-------- Source excerpt

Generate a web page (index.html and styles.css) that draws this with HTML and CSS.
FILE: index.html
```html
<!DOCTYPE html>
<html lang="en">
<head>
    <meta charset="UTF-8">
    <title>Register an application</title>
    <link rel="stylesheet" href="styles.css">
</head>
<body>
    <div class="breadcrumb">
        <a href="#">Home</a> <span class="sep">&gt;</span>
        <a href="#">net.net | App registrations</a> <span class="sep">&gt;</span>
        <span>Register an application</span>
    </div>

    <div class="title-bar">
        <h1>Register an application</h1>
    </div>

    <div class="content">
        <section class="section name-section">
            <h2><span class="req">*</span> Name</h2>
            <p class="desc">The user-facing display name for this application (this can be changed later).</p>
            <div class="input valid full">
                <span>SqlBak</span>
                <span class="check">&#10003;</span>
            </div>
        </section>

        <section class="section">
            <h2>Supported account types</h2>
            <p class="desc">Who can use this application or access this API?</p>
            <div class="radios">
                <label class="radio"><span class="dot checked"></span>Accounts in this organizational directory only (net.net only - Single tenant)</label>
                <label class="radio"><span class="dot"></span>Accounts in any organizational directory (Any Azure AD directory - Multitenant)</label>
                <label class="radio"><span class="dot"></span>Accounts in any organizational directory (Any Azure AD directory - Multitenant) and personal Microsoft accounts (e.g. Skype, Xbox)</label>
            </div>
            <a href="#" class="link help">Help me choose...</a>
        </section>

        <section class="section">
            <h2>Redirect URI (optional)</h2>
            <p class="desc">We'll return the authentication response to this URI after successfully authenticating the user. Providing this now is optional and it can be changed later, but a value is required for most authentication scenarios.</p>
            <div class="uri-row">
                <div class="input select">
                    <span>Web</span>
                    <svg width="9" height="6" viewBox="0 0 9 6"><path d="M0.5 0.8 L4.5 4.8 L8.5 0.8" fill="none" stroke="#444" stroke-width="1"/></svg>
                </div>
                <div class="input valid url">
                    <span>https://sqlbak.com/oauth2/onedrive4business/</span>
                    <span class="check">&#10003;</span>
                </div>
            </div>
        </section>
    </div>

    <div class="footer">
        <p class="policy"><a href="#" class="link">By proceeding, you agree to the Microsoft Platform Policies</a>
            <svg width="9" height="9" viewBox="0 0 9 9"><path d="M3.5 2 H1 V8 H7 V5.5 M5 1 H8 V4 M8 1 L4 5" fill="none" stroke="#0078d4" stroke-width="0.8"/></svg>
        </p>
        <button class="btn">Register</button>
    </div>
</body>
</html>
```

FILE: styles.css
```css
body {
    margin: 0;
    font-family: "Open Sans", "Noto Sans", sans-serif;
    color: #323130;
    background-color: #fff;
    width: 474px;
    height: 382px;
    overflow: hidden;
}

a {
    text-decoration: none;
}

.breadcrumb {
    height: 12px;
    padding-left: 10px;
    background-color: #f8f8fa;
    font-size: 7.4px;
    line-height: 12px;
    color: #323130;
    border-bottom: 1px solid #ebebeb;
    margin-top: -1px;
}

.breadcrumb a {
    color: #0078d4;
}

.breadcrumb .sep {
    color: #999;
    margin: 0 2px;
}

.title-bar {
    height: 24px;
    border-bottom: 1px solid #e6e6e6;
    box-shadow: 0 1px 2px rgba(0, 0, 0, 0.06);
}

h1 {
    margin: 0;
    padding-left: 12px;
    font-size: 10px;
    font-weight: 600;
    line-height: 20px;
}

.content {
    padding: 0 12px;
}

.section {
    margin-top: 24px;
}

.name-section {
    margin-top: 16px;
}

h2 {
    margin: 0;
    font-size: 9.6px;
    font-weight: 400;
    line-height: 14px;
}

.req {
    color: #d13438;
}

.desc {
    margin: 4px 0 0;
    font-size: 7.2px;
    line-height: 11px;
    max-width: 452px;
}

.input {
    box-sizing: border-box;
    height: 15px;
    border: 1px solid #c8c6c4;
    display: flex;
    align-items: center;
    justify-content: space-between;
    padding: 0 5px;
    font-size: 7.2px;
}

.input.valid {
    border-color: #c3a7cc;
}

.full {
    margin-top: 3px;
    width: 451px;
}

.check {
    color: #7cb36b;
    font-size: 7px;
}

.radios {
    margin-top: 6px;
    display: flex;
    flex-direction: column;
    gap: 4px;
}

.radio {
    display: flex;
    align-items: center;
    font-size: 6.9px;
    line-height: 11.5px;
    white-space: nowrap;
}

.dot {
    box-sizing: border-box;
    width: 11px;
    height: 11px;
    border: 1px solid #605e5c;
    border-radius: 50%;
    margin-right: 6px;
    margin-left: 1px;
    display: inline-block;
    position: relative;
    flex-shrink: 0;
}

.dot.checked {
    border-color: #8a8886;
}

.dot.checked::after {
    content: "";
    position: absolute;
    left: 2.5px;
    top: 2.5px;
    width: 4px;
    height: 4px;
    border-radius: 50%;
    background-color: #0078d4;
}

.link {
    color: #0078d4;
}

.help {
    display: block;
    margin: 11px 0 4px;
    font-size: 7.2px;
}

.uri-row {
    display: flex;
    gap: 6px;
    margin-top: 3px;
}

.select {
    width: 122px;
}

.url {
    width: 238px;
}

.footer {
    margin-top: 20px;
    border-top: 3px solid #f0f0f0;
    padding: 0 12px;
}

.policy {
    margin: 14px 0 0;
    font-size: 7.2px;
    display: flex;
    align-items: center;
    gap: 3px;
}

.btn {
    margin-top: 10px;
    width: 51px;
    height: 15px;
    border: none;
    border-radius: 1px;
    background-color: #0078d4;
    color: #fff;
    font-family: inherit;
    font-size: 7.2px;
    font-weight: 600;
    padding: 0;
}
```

----------------

● Do this:
Exactly reproduce every line of the data above.

● Task solution:
Generate a web page (index.html and styles.css) that draws this with HTML and CSS.
FILE: index.html
```html
<!DOCTYPE html>
<html lang="en">
<head>
    <meta charset="UTF-8">
    <title>Register an application</title>
    <link rel="stylesheet" href="styles.css">
</head>
<body>
    <div class="breadcrumb">
        <a href="#">Home</a> <span class="sep">&gt;</span>
        <a href="#">net.net | App registrations</a> <span class="sep">&gt;</span>
        <span>Register an application</span>
    </div>

    <div class="title-bar">
        <h1>Register an application</h1>
    </div>

    <div class="content">
        <section class="section name-section">
            <h2><span class="req">*</span> Name</h2>
            <p class="desc">The user-facing display name for this application (this can be changed later).</p>
            <div class="input valid full">
                <span>SqlBak</span>
                <span class="check">&#10003;</span>
            </div>
        </section>

        <section class="section">
            <h2>Supported account types</h2>
            <p class="desc">Who can use this application or access this API?</p>
            <div class="radios">
                <label class="radio"><span class="dot checked"></span>Accounts in this organizational directory only (net.net only - Single tenant)</label>
                <label class="radio"><span class="dot"></span>Accounts in any organizational directory (Any Azure AD directory - Multitenant)</label>
                <label class="radio"><span class="dot"></span>Accounts in any organizational directory (Any Azure AD directory - Multitenant) and personal Microsoft accounts (e.g. Skype, Xbox)</label>
            </div>
            <a href="#" class="link help">Help me choose...</a>
        </section>

        <section class="section">
            <h2>Redirect URI (optional)</h2>
            <p class="desc">We'll return the authentication response to this URI after successfully authenticating the user. Providing this now is optional and it can be changed later, but a value is required for most authentication scenarios.</p>
            <div class="uri-row">
                <div class="input select">
                    <span>Web</span>
                    <svg width="9" height="6" viewBox="0 0 9 6"><path d="M0.5 0.8 L4.5 4.8 L8.5 0.8" fill="none" stroke="#444" stroke-width="1"/></svg>
                </div>
                <div class="input valid url">
                    <span>https://sqlbak.com/oauth2/onedrive4business/</span>
                    <span class="check">&#10003;</span>
                </div>
            </div>
        </section>
    </div>

    <div class="footer">
        <p class="policy"><a href="#" class="link">By proceeding, you agree to the Microsoft Platform Policies</a>
            <svg width="9" height="9" viewBox="0 0 9 9"><path d="M3.5 2 H1 V8 H7 V5.5 M5 1 H8 V4 M8 1 L4 5" fill="none" stroke="#0078d4" stroke-width="0.8"/></svg>
        </p>
        <button class="btn">Register</button>
    </div>
</body>
</html>
```

FILE: styles.css
```css
body {
    margin: 0;
    font-family: "Open Sans", "Noto Sans", sans-serif;
    color: #323130;
    background-color: #fff;
    width: 474px;
    height: 382px;
    overflow: hidden;
}

a {
    text-decoration: none;
}

.breadcrumb {
    height: 12px;
    padding-left: 10px;
    background-color: #f8f8fa;
    font-size: 7.4px;
    line-height: 12px;
    color: #323130;
    border-bottom: 1px solid #ebebeb;
    margin-top: -1px;
}

.breadcrumb a {
    color: #0078d4;
}

.breadcrumb .sep {
    color: #999;
    margin: 0 2px;
}

.title-bar {
    height: 24px;
    border-bottom: 1px solid #e6e6e6;
    box-shadow: 0 1px 2px rgba(0, 0, 0, 0.06);
}

h1 {
    margin: 0;
    padding-left: 12px;
    font-size: 10px;
    font-weight: 600;
    line-height: 20px;
}

.content {
    padding: 0 12px;
}

.section {
    margin-top: 24px;
}

.name-section {
    margin-top: 16px;
}

h2 {
    margin: 0;
    font-size: 9.6px;
    font-weight: 400;
    line-height: 14px;
}

.req {
    color: #d13438;
}

.desc {
    margin: 4px 0 0;
    font-size: 7.2px;
    line-height: 11px;
    max-width: 452px;
}

.input {
    box-sizing: border-box;
    height: 15px;
    border: 1px solid #c8c6c4;
    display: flex;
    align-items: center;
    justify-content: space-between;
    padding: 0 5px;
    font-size: 7.2px;
}

.input.valid {
    border-color: #c3a7cc;
}

.full {
    margin-top: 3px;
    width: 451px;
}

.check {
    color: #7cb36b;
    font-size: 7px;
}

.radios {
    margin-top: 6px;
    display: flex;
    flex-direction: column;
    gap: 4px;
}

.radio {
    display: flex;
    align-items: center;
    font-size: 6.9px;
    line-height: 11.5px;
    white-space: nowrap;
}

.dot {
    box-sizing: border-box;
    width: 11px;
    height: 11px;
    border: 1px solid #605e5c;
    border-radius: 50%;
    margin-right: 6px;
    margin-left: 1px;
    display: inline-block;
    position: relative;
    flex-shrink: 0;
}

.dot.checked {
    border-color: #8a8886;
}

.dot.checked::after {
    content: "";
    position: absolute;
    left: 2.5px;
    top: 2.5px;
    width: 4px;
    height: 4px;
    border-radius: 50%;
    background-color: #0078d4;
}

.link {
    color: #0078d4;
}

.help {
    display: block;
    margin: 11px 0 4px;
    font-size: 7.2px;
}

.uri-row {
    display: flex;
    gap: 6px;
    margin-top: 3px;
}

.select {
    width: 122px;
}

.url {
    width: 238px;
}

.footer {
    margin-top: 20px;
    border-top: 3px solid #f0f0f0;
    padding: 0 12px;
}

.policy {
    margin: 14px 0 0;
    font-size: 7.2px;
    display: flex;
    align-items: center;
    gap: 3px;
}

.btn {
    margin-top: 10px;
    width: 51px;
    height: 15px;
    border: none;
    border-radius: 1px;
    background-color: #0078d4;
    color: #fff;
    font-family: inherit;
    font-size: 7.2px;
    font-weight: 600;
    padding: 0;
}
```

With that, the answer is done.